Thu, 27/03/2025 - 09:29
Ocean dynamics in the Ross Ice Shelf cavity from in situ observations

The future response of ice shelves to climate through ocean warming is a key unknown for climate projections, especially global sea level rise. The Ross Ice Shelf ocean cavity is one of the least observed regions in the ocean, with its broad circulation patterns primarily inferred from remotely sensed estimates of tides, bathymetry, and melt rates. I aim to advance our understanding of the ocean cavity under the Ross Ice Shelf – the southern-most and largest-by area of all Earth’s ice shelves. To achieve this, I analyzed a multi-year hydrographic moored timeseries from the central Ross Ice Shelf cavity (80◦39.497′S, 174◦27.678′E).

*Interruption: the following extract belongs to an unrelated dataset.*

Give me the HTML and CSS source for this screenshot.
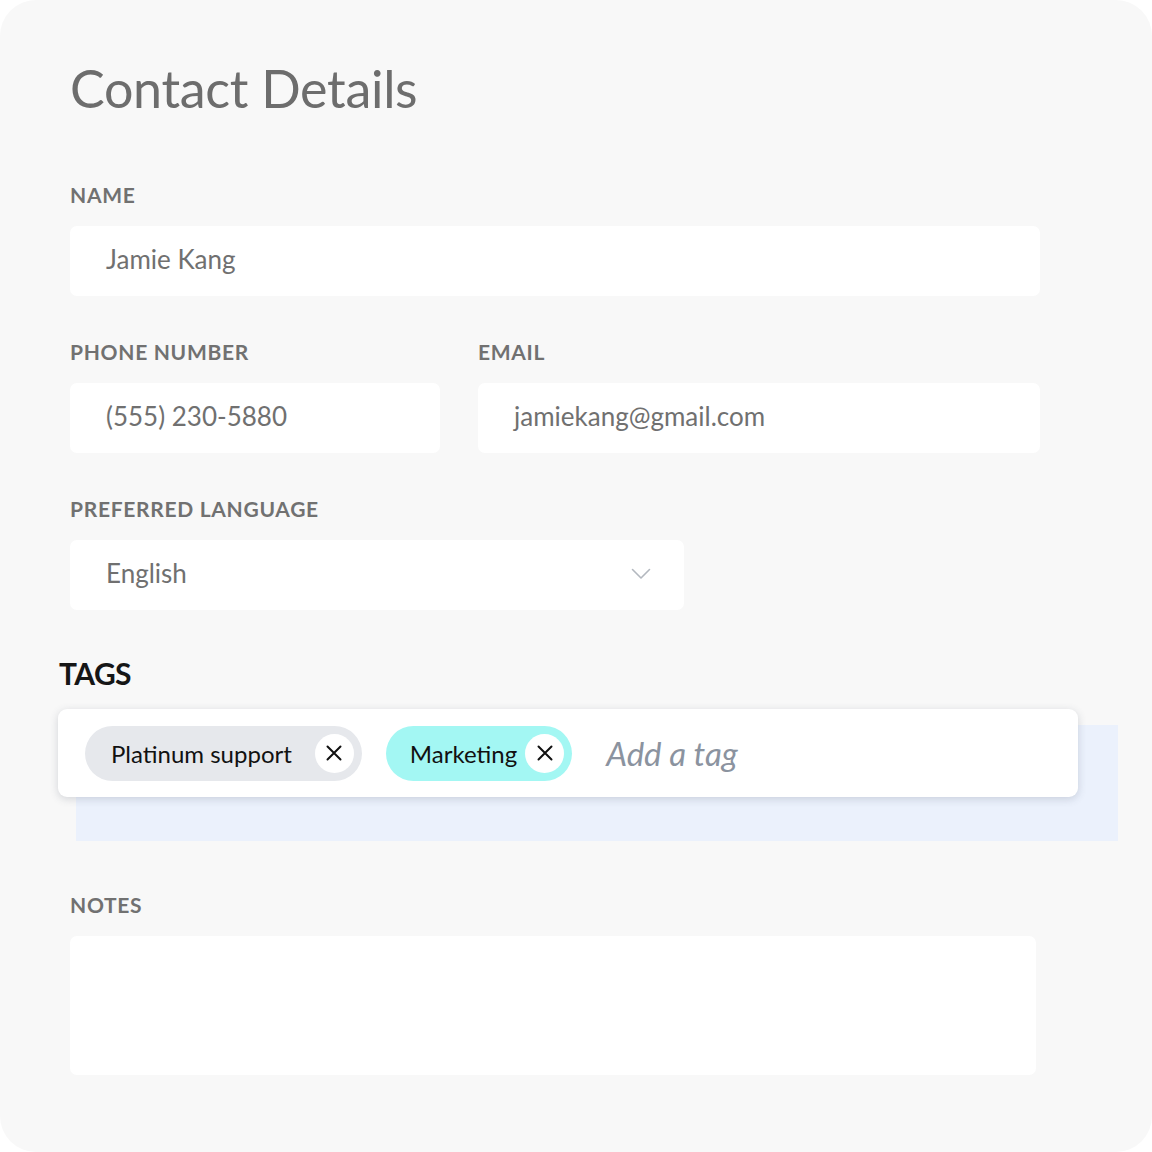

These data help address three key processes: (i) the general circulation; (ii) the appearance and impact of baroclinic eddy events; and (iii) tidal modulation of the ice-ocean boundary layer structure and the implications for ice melting. In terms of circulation and the inter-annual changes, stronger melting/refreezing occurred between late September 2019 to late December 2019, which is linked to the inter-annual sea ice production in the Ross Ice Shelf Polynya. Notably, cold-water interleaving in the mid-water column exhibits distinct seasonality. An analysis of baroclinic eddies identifies coherent structures that are around 22 km in diameter with a velocity scale of between 0.8 and 1.8 cm/s. The thermohaline structure of the eddies suggests that they have the potential to entrain High Salinity Shelf Water from the benthic water column to the mid-water column. On the question of tidal modulation of the ice shelf-ocean interaction, the results suggest that tides modulate the melt rate by altering the boundary layer structure over a spring-neap cycle. These new findings demonstrate the rich variability within the Ross Ice Shelf ocean cavity, ranging from large interannual-seasonal scales, through to multi-week eddy scales and then down to tidal and mixing timescales.